In 1964, John Bell produced his famous inequalities, which allowed experimentalists to settle the debate, and to show that the revolutionary concept of entanglement is indeed a reality.

Based on that concept, a new field of research has emerged, quantum information, where one uses quantum bits, the so-called “qubits”. In contrast to classical bits which are either in state 0 or state 1, qubits can be simultaneously in state 0 and state 1, as a Schrödinger cat could be simultaneously dead and alive.

Entanglement between qubits enables conceptually new methods for processing and transmitting information. Large scale practical implementation of such concepts might revolutionise our society, as did the laser, the transistor and integrated circuits, some of the most striking fruits of the first quantum revolution, which began with the 20th century.

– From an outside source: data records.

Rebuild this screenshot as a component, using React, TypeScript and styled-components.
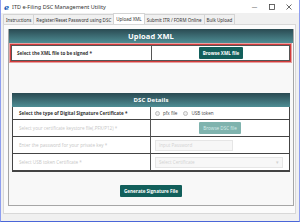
import styled, { createGlobalStyle } from 'styled-components';

const GlobalStyle = createGlobalStyle`
  html, body {
    margin: 0;
    padding: 0;
    background: #f0f0f0;
  }
  * {
    box-sizing: border-box;
  }
`;

const Window = styled.div`
  width: 300px;
  height: 222px;
  display: flex;
  flex-direction: column;
  background: #f0f0f0;
  border-left: 1px solid #8e9ef0;
  border-right: 1px solid #8e9ef0;
  border-bottom: 1px solid #4a66d8;
  font-family: 'Open Sans', sans-serif;
  overflow: hidden;
`;

const TitleBar = styled.div`
  height: 13px;
  flex: none;
  display: flex;
  align-items: center;
  background: #ffffff;
  padding: 0 0 0 3px;
  font-family: 'Noto Sans', sans-serif;
  font-size: 5.5px;
  color: #333;
`;

const AppLogo = styled.span`
  font-family: 'DejaVu Serif', serif;
  font-style: italic;
  font-weight: bold;
  font-size: 8px;
  color: #1c5fb8;
  margin-right: 3px;
  line-height: 1;
`;

const TitleText = styled.span`
  flex: 1;
`;

const WinControl = styled.span<{ $last?: boolean }>`
  width: 17px;
  display: flex;
  justify-content: center;
  align-items: center;
  color: #444;
  margin-right: ${(p) => (p.$last ? '2px' : '0')};
`;

const TabStrip = styled.div`
  height: 11px;
  flex: none;
  display: flex;
  align-items: flex-end;
  padding-left: 2px;
  background: #f0f0f0;
`;

const Tab = styled.div<{ $active?: boolean }>`
  height: ${(p) => (p.$active ? '11px' : '10px')};
  padding: 0 2px;
  display: flex;
  align-items: center;
  font-family: 'Noto Sans', sans-serif;
  font-size: 4.5px;
  color: #333;
  background: ${(p) => (p.$active ? '#ffffff' : '#f0f0f0')};
  border: 1px solid #d4d4d4;
  border-bottom: none;
  margin-right: -1px;
  white-space: nowrap;
`;

const TabPage = styled.div`
  flex: 1;
  margin: 0 3px 7px 2px;
  background: #fbfbfb;
  border: 1px solid #d8d8d8;
  padding: 4px 1px 7px 4px;
  display: flex;
`;

const Panel = styled.div`
  flex: 1;
  display: flex;
  flex-direction: column;
  border: 1px solid #a6a6a6;
  border-top: none;
  background: #f8f8f8;
`;

const HeaderBar = styled.div<{ $inset?: boolean }>`
  height: 14px;
  margin: ${(p) => (p.$inset ? '0 3px' : '0')};
  display: flex;
  align-items: center;
  justify-content: center;
  background: linear-gradient(#2a4a52, #4e8d94);
  color: #ffffff;
  font-weight: bold;
  font-size: ${(p) => (p.$inset ? '6px' : '7.5px')};
  letter-spacing: 0.1px;
`;

const XmlRow = styled.div`
  margin: 1px 2px 0 1px;
  height: 18px;
  display: grid;
  grid-template-columns: 141px 1fr;
  border: 1px solid #d23b3b;
  outline: 1px solid #e8a0a0;
  box-shadow: inset 0 0 0 1px #555;
  background: #ffffff;
`;

const LabelCell = styled.div<{ $muted?: boolean }>`
  display: flex;
  align-items: center;
  padding-left: 6px;
  font-size: 4.6px;
  font-weight: ${(p) => (p.$muted ? 'normal' : 'bold')};
  color: ${(p) => (p.$muted ? '#c6c6c6' : '#333')};
  border-right: 1px solid #555;
`;

const ValueCell = styled.div<{ $center?: boolean }>`
  display: flex;
  align-items: center;
  justify-content: ${(p) => (p.$center ? 'center' : 'flex-start')};
  padding-left: ${(p) => (p.$center ? '0' : '4px')};
  gap: 3px;
`;

const TealButton = styled.button<{ $disabled?: boolean }>`
  height: 12px;
  padding: 0 4px;
  border: none;
  border-radius: 1px;
  background: ${(p) => (p.$disabled ? '#7fb3ae' : '#125f5b')};
  color: ${(p) => (p.$disabled ? '#d8ecea' : '#ffffff')};
  font-family: 'Open Sans', sans-serif;
  font-weight: ${(p) => (p.$disabled ? 'normal' : 'bold')};
  font-size: 4.6px;
  white-space: nowrap;
`;

const Spacer = styled.div`
  height: 31px;
`;

const DscTable = styled.div`
  margin: 0 3px;
  display: grid;
  grid-template-columns: 138px 1fr;
  border: 1px solid #444;
  border-top: none;
  background: #ffffff;
`;

const TableRow = styled.div<{ $h: number }>`
  display: contents;

  & > div {
    height: ${(p) => p.$h}px;
    border-bottom: 1px solid #444;
  }
`;

const Radio = styled.span`
  width: 5px;
  height: 5px;
  border-radius: 50%;
  border: 1px solid #bdbdbd;
  background: #ececec;
`;

const RadioLabel = styled.span`
  font-size: 4.6px;
  color: #444;
  margin-right: 3px;
`;

const FakeInput = styled.div<{ $w: number }>`
  width: ${(p) => p.$w}px;
  height: 11px;
  border: 1px solid #e6e6e6;
  background: #f7f7f7;
  display: flex;
  align-items: center;
  justify-content: space-between;
  padding: 0 3px;
  font-size: 4.6px;
  color: #d2d2d2;
`;

const Footer = styled.div`
  flex: 1;
  display: flex;
  justify-content: center;
  align-items: center;
  padding-top: 4px;
`;

export default function App() {
  return (
    <>
      <GlobalStyle />
      <Window>
        <TitleBar>
          <AppLogo>e</AppLogo>
          <TitleText>ITD e-Filing DSC Management Utility</TitleText>
          <WinControl>&#8212;</WinControl>
          <WinControl>
            <svg width="6" height="6" viewBox="0 0 6 6">
              <rect x="0.5" y="0.5" width="5" height="5" fill="none" stroke="#444" strokeWidth="0.8" />
            </svg>
          </WinControl>
          <WinControl $last>
            <svg width="6" height="6" viewBox="0 0 6 6">
              <path d="M0.5 0.5 L5.5 5.5 M5.5 0.5 L0.5 5.5" stroke="#444" strokeWidth="0.8" />
            </svg>
          </WinControl>
        </TitleBar>
        <TabStrip>
          <Tab>Instructions</Tab>
          <Tab>Register/Reset Password using DSC</Tab>
          <Tab $active>Upload XML</Tab>
          <Tab>Submit ITR / FORM Online</Tab>
          <Tab>Bulk Upload</Tab>
        </TabStrip>
        <TabPage>
          <Panel>
            <HeaderBar>Upload XML</HeaderBar>
            <XmlRow>
              <LabelCell>Select the XML file to be signed *</LabelCell>
              <ValueCell $center>
                <TealButton>Browse XML file</TealButton>
              </ValueCell>
            </XmlRow>
            <Spacer />
            <HeaderBar $inset>DSC Details</HeaderBar>
            <DscTable>
              <TableRow $h={13}>
                <LabelCell>Select the type of Digital Signature Certificate *</LabelCell>
                <ValueCell>
                  <Radio />
                  <RadioLabel>pfx file</RadioLabel>
                  <Radio />
                  <RadioLabel>USB token</RadioLabel>
                </ValueCell>
              </TableRow>
              <TableRow $h={17}>
                <LabelCell $muted>Select your certificate keystore file(.PFX/P12) *</LabelCell>
                <ValueCell $center>
                  <TealButton $disabled>Browse DSC file</TealButton>
                </ValueCell>
              </TableRow>
              <TableRow $h={17}>
                <LabelCell $muted>Enter the password for your private key *</LabelCell>
                <ValueCell>
                  <FakeInput $w={78}>Input Password</FakeInput>
                </ValueCell>
              </TableRow>
              <TableRow $h={17}>
                <LabelCell $muted>Select USB token Certificate *</LabelCell>
                <ValueCell>
                  <FakeInput $w={128}>
                    <span>Select Certificate</span>
                    <span>&#9662;</span>
                  </FakeInput>
                </ValueCell>
              </TableRow>
            </DscTable>
            <Footer>
              <TealButton>Generate Signature File</TealButton>
            </Footer>
          </Panel>
        </TabPage>
      </Window>
    </>
  );
}
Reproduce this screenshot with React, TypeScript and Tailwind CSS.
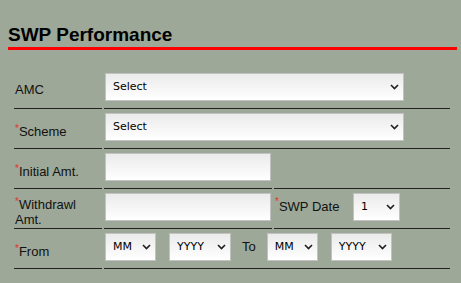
import { ReactNode } from 'react'

const MONTHS = ["MM", "Jan", "Feb", "Mar", "Apr", "May", "Jun", "Jul", "Aug", "Sep", "Oct", "Nov", "Dec"]
const YEARS = ["YYYY", "2020", "2021", "2022", "2023", "2024", "2025"]
const DAYS = ["1", "5", "10", "15", "20", "25"]

function Chevron() {
  return (
    <svg
      width="9"
      height="6"
      viewBox="0 0 9 6"
      className="pointer-events-none absolute right-[5px] top-1/2 -translate-y-1/2"
    >
      <polyline points="1,1 4.5,4.5 8,1" fill="none" stroke="#1e1e1e" strokeWidth="1.6" />
    </svg>
  )
}

function Dropdown({ options, className }: { options: string[]; className: string }) {
  return (
    <div className={`relative h-[28px] ${className}`}>
      <select className="h-full w-full appearance-none rounded-none border border-[#c2c2c2] bg-gradient-to-b from-[#ebebeb] to-white pl-[7px] pr-[18px] font-['DejaVu_Sans',Verdana,sans-serif] text-[11px] text-black outline-none">
        {options.map((option) => (
          <option key={option}>{option}</option>
        ))}
      </select>
      <Chevron />
    </div>
  )
}

function TextBox() {
  return (
    <input
      type="text"
      className="h-[28px] w-[166px] rounded-none border border-[#c2c2c2] bg-gradient-to-b from-[#ebebeb] to-white px-[4px] text-[12px] outline-none"
    />
  )
}

function Required() {
  return <span className="align-top text-[10px] leading-[10px] text-[#e8302c]">*</span>
}

function Label({ children, className = "" }: { children: ReactNode; className?: string }) {
  return (
    <div className={`flex w-[88px] items-center border-b border-[#222] px-[1px] text-[13px] leading-[15px] ${className}`}>
      <div>{children}</div>
    </div>
  )
}

function Cell({ children, className = "" }: { children?: ReactNode; className?: string }) {
  return (
    <div className={`flex items-start border-b border-[#222] pl-[1px] pt-[4px] ${className}`}>
      {children}
    </div>
  )
}

export default function App() {
  return (
    <div className="min-h-screen bg-[#9da898] font-['Liberation_Sans',Arial,sans-serif] text-[#111]">
      {/* Title */}
      <div className="pl-[8px] pt-[24px]">
        <h2 className="w-[449px] border-b-[3px] border-[#ff0000] pb-[1px] text-[19px] font-bold leading-[22px] text-black">
          SWP Performance
        </h2>
      </div>

      {/* Form */}
      <div className="ml-[14px] mt-[19px] flex w-[436px] flex-col">
        <div className="flex h-[40px] gap-[2px]">
          <Label className="pt-[2px]">AMC</Label>
          <Cell className="flex-1">
            <Dropdown options={["Select"]} className="w-[299px]" />
          </Cell>
        </div>

        <div className="flex h-[40px] gap-[2px]">
          <Label className="pt-[6px]">
            <Required />Scheme
          </Label>
          <Cell className="flex-1">
            <Dropdown options={["Select"]} className="w-[299px]" />
          </Cell>
        </div>

        <div className="flex h-[40px] gap-[2px]">
          <Label className="pt-[6px]">
            <Required />Initial Amt.
          </Label>
          <Cell className="w-[168px]">
            <TextBox />
          </Cell>
          <Cell className="flex-1" />
        </div>

        <div className="flex h-[40px] gap-[2px]">
          <Label className="pt-[7px] leading-[14px]">
            <Required />Withdrawl
            <br />
            Amt.
          </Label>
          <Cell className="w-[168px]">
            <TextBox />
          </Cell>
          <Cell className="flex-1">
            <span className="flex h-[28px] w-[78px] items-center text-[13px]">
              <span>
                <Required />SWP Date
              </span>
            </span>
            <Dropdown options={DAYS} className="w-[47px]" />
          </Cell>
        </div>

        <div className="flex h-[40px] gap-[2px]">
          <Label className="pt-[6px]">
            <Required />From
          </Label>
          <Cell className="flex-1">
            <Dropdown options={MONTHS} className="w-[51px]" />
            <Dropdown options={YEARS} className="ml-[13px] w-[62px]" />
            <span className="mx-[11px] flex h-[28px] items-center text-[13px]">To</span>
            <Dropdown options={MONTHS} className="w-[51px]" />
            <Dropdown options={YEARS} className="ml-[13px] w-[61px]" />
          </Cell>
        </div>
      </div>
    </div>
  )
}
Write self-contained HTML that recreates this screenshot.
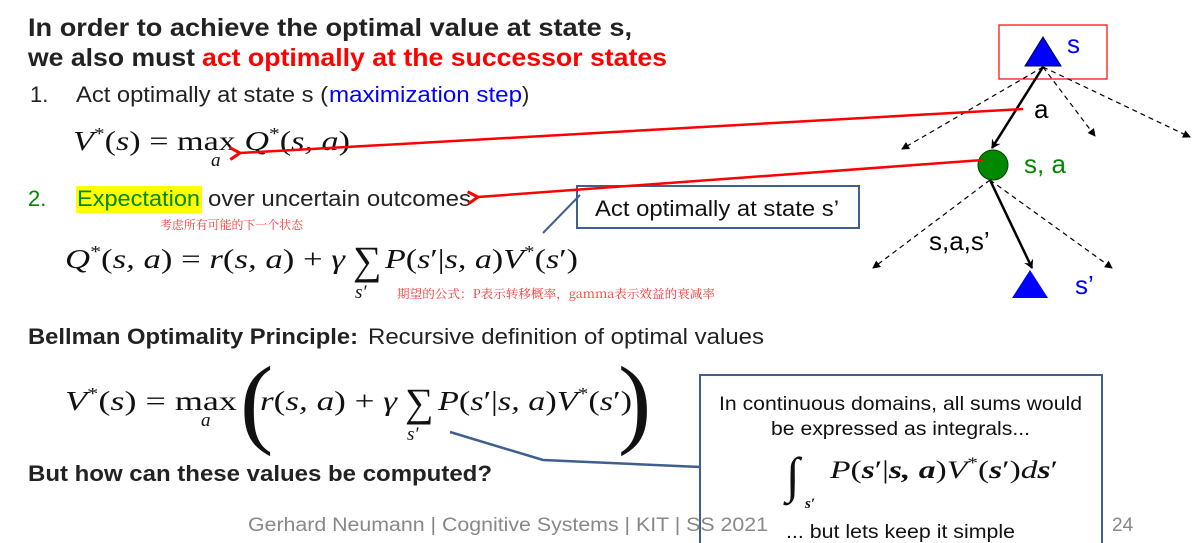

Speaker biography: Professor Alain Aspect is a distinguished CNRS scientist and professor at the  Institut d’Optique in Palaiseau, France. Born in 1947, he studied at the Ecole Normale Supérieure de Cachan and Université d’Orsay. His ‘Experimental Tests of Bell’s Inequalities with Correlated Photons’, with Jean Dalibard and Philippe Grangier, were the subject of his doctorate (1983). He then developed, with Philippe Grangier, the first source of single photons, used in experiments on wave-particle duality.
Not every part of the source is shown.